The Mercury allowed the Sparks to shoot 55.9 percent from the field. They often looked a step slow and out of sync. That was their assessment on Monday, as well.

“I feel like I was a little bit late on some of my help rotations,” Brianna Turner said. “So kind of leaving my guards out to dry up top. So just being more vocal behind them and let them know that I'm there. And just make sure we're helping each other out. Because obviously, if we're going on defense, it can help our transition game and all those get easy buckets on offense.”

Brondello said that, given the schedule, Monday was probably the last day that the team would be able to go hard in practice. The players were optimistic that it would be enough, though.

Griner said she thought it was realistic to expect them to look like a completely different team when they face the Indiana Fever on Wednesday. While it would take time to get the on-court chemistry going, no one was ready to panic.

“Rome wasn't built in a day, that's for sure,” Griner said.

TV exposure

On Sunday, ESPN announced that the Mercury-Sparks game averaged 540,000 viewers, making it the highest-rated WNBA opener since 2012. The increase in viewers was followed by additional good news.

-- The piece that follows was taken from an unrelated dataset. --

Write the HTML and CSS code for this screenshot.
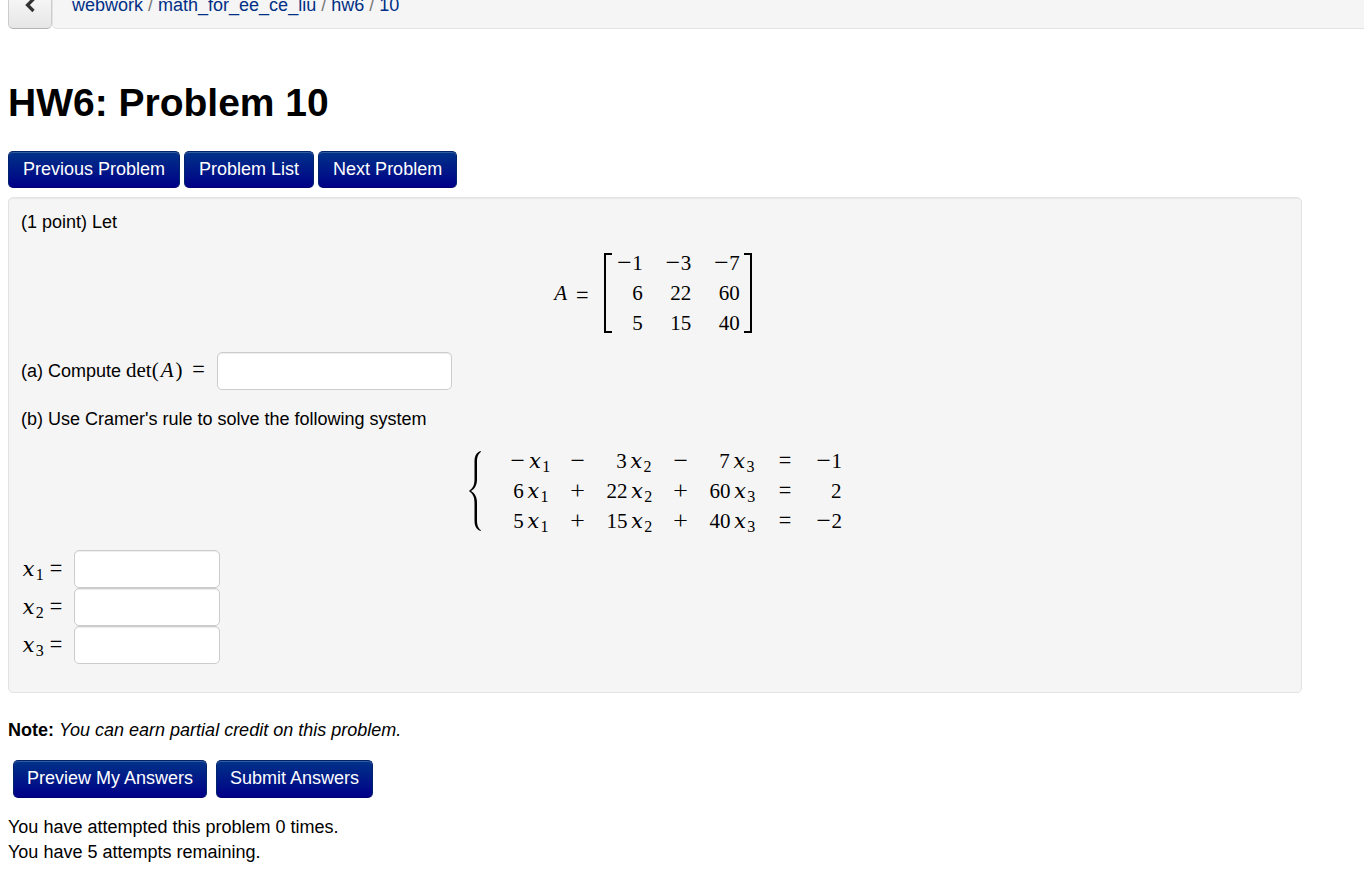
FILE: index.html
```html
<!DOCTYPE html>
<html lang="en">
<head>
<meta charset="utf-8">
<title>HW6: Problem 10</title>
<link rel="stylesheet" href="styles.css">
</head>
<body>
<header class="topbar">
  <button class="back" type="button" aria-label="Toggle menu">
    <svg width="12" height="16" viewBox="0 0 12 16" aria-hidden="true"><path d="M9.5 2 3.5 8l6 6" fill="none" stroke="#333" stroke-width="3.2"/></svg>
  </button>
  <nav class="crumbs" aria-label="Breadcrumb">
    <a href="#">webwork</a><span class="sep">/</span><a href="#">math_for_ee_ce_liu</a><span class="sep">/</span><a href="#">hw6</a><span class="sep">/</span><a href="#">10</a>
  </nav>
</header>
<main class="page">
  <h1 class="title">HW6: Problem 10</h1>
  <nav class="problem-nav">
    <a class="btn" href="#">Previous Problem</a>
    <a class="btn" href="#">Problem List</a>
    <a class="btn" href="#">Next Problem</a>
  </nav>
  <form class="problem-form">
    <section class="panel">
      <p class="text">(1 point) Let</p>
      <div class="math display matrix-eq">
        <i>A</i><span class="op">=</span>
        <div class="matrix">
          <span><span class="op">−</span>1</span><span><span class="op">−</span>3</span><span><span class="op">−</span>7</span>
          <span>6</span><span>22</span><span>60</span>
          <span>5</span><span>15</span><span>40</span>
        </div>
      </div>
      <div class="answer">
        <label for="det">(a) Compute <span class="math det">det(<i>A</i>)<span class="op">=</span></span></label>
        <input class="field wide" id="det" type="text">
      </div>
      <p class="text part-b">(b) Use Cramer's rule to solve the following system</p>
      <div class="math display">
        <svg class="brace" width="14" height="82" viewBox="1 0 14 82" aria-hidden="true"><path d="M12.500 1C8 3 6.500 6 6.500 12v17c0 6-1.500 9-5.500 12 4 3 5.500 6 5.500 12v17c0 6 1.500 9 6 11l.5-.7C10 78 9 75 9 70V53c0-6-2-9.500-6-12 4-2.500 6-6 6-12V12c0-5 1-8 4-10.300z"/></svg>
        <div class="system">
          <span><span class="op">−</span><span class="v">𝑥<sub>1</sub></span></span><span class="op">−</span><span>3<span class="v">𝑥<sub>2</sub></span></span><span class="op">−</span><span>7<span class="v">𝑥<sub>3</sub></span></span><span class="op">=</span><span><span class="op">−</span>1</span>
          <span>6<span class="v">𝑥<sub>1</sub></span></span><span class="op">+</span><span>22<span class="v">𝑥<sub>2</sub></span></span><span class="op">+</span><span>60<span class="v">𝑥<sub>3</sub></span></span><span class="op">=</span><span>2</span>
          <span>5<span class="v">𝑥<sub>1</sub></span></span><span class="op">+</span><span>15<span class="v">𝑥<sub>2</sub></span></span><span class="op">+</span><span>40<span class="v">𝑥<sub>3</sub></span></span><span class="op">=</span><span><span class="op">−</span>2</span>
        </div>
      </div>
      <div class="unknowns">
        <label class="math" for="x1"><span>𝑥<sub>1</sub></span><span class="op">=</span></label><input class="field" id="x1" type="text">
        <label class="math" for="x2"><span>𝑥<sub>2</sub></span><span class="op">=</span></label><input class="field" id="x2" type="text">
        <label class="math" for="x3"><span>𝑥<sub>3</sub></span><span class="op">=</span></label><input class="field" id="x3" type="text">
      </div>
    </section>
    <p class="text note"><b>Note:</b> <i>You can earn partial credit on this problem.</i></p>
    <div class="actions">
      <button class="btn" type="button">Preview My Answers</button>
      <button class="btn" type="button">Submit Answers</button>
    </div>
  </form>
  <p class="text">You have attempted this problem 0 times.<br>You have 5 attempts remaining.</p>
</main>
</body>
</html>
```
FILE: styles.css
```css
* { box-sizing: border-box; }
body {
  margin: 0;
  background: #fff;
  color: #000;
  font: 18px/25px "Liberation Sans", Arial, sans-serif;
}
a { color: #002f86; text-decoration: none; }
.topbar {
  display: flex;
  align-items: flex-end;
  height: 29px;
  overflow: hidden;
  padding-left: 8px;
}
.back {
  display: flex;
  align-items: center;
  justify-content: center;
  flex: none;
  width: 44px;
  height: 48px;
  padding: 0;
  border: 1px solid #ccc;
  border-bottom-color: #b3b3b3;
  border-radius: 5px;
  background: linear-gradient(#fff, #e6e6e6);
}
.crumbs {
  flex: 1;
  height: 48px;
  padding: 11px 19px;
  border: 1px solid #e3e3e3;
  border-right: 0;
  border-radius: 5px 0 0 5px;
  background: #f5f5f5;
  white-space: nowrap;
}
.sep { padding: 0 5px; color: #777; }
.page { padding: 49px 62px 20px 8px; }
.title { margin: 0 0 24px; font-size: 39px; line-height: 49px; }
.problem-nav { display: flex; gap: 4px; margin-bottom: 9px; }
.btn {
  padding: 5px 14px;
  border: 1px solid #00246b;
  border-bottom-color: #000070;
  border-radius: 5px;
  background: linear-gradient(#003388, #000088);
  box-shadow: inset 0 1px 0 rgba(255, 255, 255, .2);
  color: #fff;
  font: inherit;
  white-space: nowrap;
}
.panel {
  padding: 12px 12px 28px;
  border: 1px solid #e3e3e3;
  border-radius: 5px;
  background: #f5f5f5;
  box-shadow: inset 0 1px 1px rgba(0, 0, 0, .05);
}
.text { margin: 0; }
.math { font-family: "Liberation Serif", "DejaVu Math TeX Gyre", serif; font-size: 21px; line-height: 20px; }
.math sub { font-size: 16px; line-height: 0; vertical-align: -4px; }
.op {
  display: inline-flex;
  justify-content: center;
  width: 16px;
  font-family: Inter, sans-serif;
  font-size: 28px;
  font-weight: 200;
  line-height: 14px;
}
.v { margin-left: 2px; }
.display { display: flex; align-items: center; justify-content: center; margin: 18px 0; }
.matrix-eq { gap: 7px; margin-bottom: 19px; padding-right: 4px; }
.matrix, .system {
  display: grid;
  grid-auto-rows: 20px;
  row-gap: 10px;
  align-items: baseline;
  text-align: right;
  white-space: nowrap;
}
.matrix {
  grid-template-columns: repeat(3, auto);
  column-gap: 22px;
  margin-left: 7px;
  padding: 0 10px;
  background:
    linear-gradient(#000, #000) left top / 6px 2px,
    linear-gradient(#000, #000) left bottom / 6px 2px,
    linear-gradient(#000, #000) right top / 6px 2px,
    linear-gradient(#000, #000) right bottom / 6px 2px;
  background-repeat: no-repeat;
  border: solid #000;
  border-width: 0 2px;
}
.answer { display: flex; align-items: center; gap: 10px; }
.det i { margin: 0 2px; }
.det .op { margin-left: 8px; }
.field {
  width: 146px;
  height: 38px;
  padding: 5px 8px;
  border: 1px solid #ccc;
  border-radius: 5px;
  background: #fff;
  box-shadow: inset 0 1px 1px rgba(0, 0, 0, .075);
  font: inherit;
}
.wide { width: 235px; }
.part-b { margin-top: 17px; }
.brace { flex: none; margin-right: 27px; }
.system {
  grid-template-columns: 39px 16px 45px 16px 45px 19px 26px;
  column-gap: 21px;
}
.system > .op { justify-self: center; }
.unknowns { display: grid; grid-template-columns: 43px 146px; column-gap: 10px; align-items: center; }
.unknowns label { display: flex; align-items: baseline; justify-content: space-between; }
.note { margin-top: 25px; }
.actions { display: flex; gap: 9px; margin: 17px 5px; }
.actions .btn { padding: 5px 13px 6px; }
```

ESPN announced on Monday that its group of networks would air an additional 13 games this season. For the Mercury, that means the Aug. 16 match-up against the Dallas Wings has moved from Fox Sports Arizona to ABC. Tip-off is scheduled for 1 p.m. ET.

NBA TV will also be airing WNBA games throughout the regular season. Phoenix makes an appearance on July 29 against Indiana beginning at 7 p.m. ET.

Beyond basketball

Griner was very adamant that she was not in support of players being on the floor for the national anthem. Aside from international competitions, she isn’t a fan of it being played at all.

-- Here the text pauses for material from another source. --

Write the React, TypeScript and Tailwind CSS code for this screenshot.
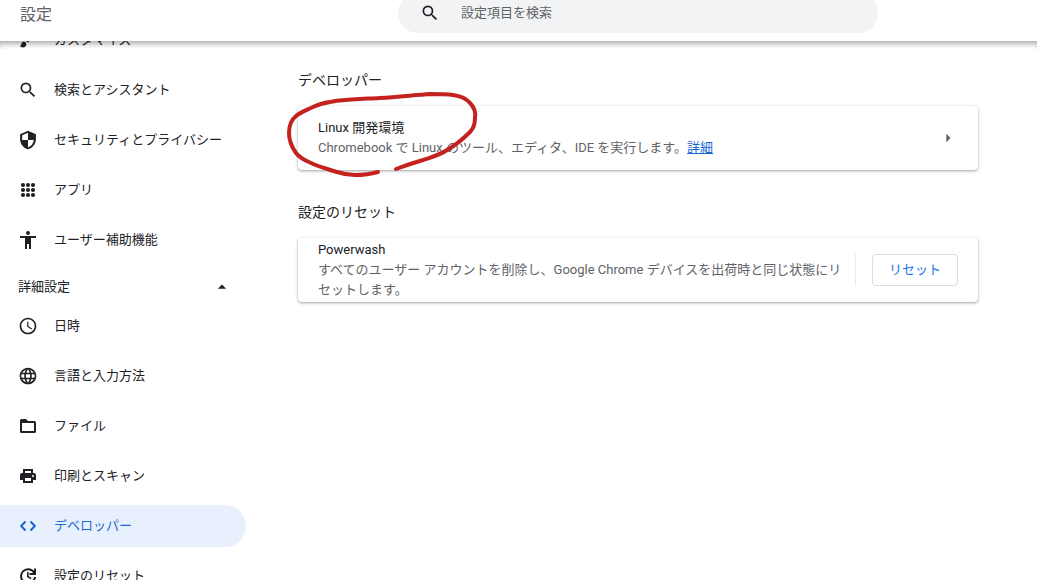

“Even if we were out there (when the anthem started), I would have walked off the court,” Griner said after noting that her father was both a Vietnam War veteran and a 30-year veteran of law enforcement. “Honestly, it doesn't matter. I'm going to protest regardless. I'm not going to be out there for the national anthem. And if we continue to want to play it, that's fine. It'll be all season long. I will not be out there. I feel like there'll be more that are going to probably do the same thing, honestly. I can't speak for anybody else. I can speak for myself. And I just felt like we just should not play the national anthem honestly. At the Olympics, yeah, I understand playing it. You're playing for your country at that point, but I just don't think we should play it, honestly.”

Turner agreed, noting that when the anthem was adopted and first played at sporting events, freedom and equality for all U.S. citizens weren’t realities.

“Get out and vote,” Griner said. “Get out and vote. Make a difference. Not just with the president. Get out and vote. Get out. Do it. Make a change.”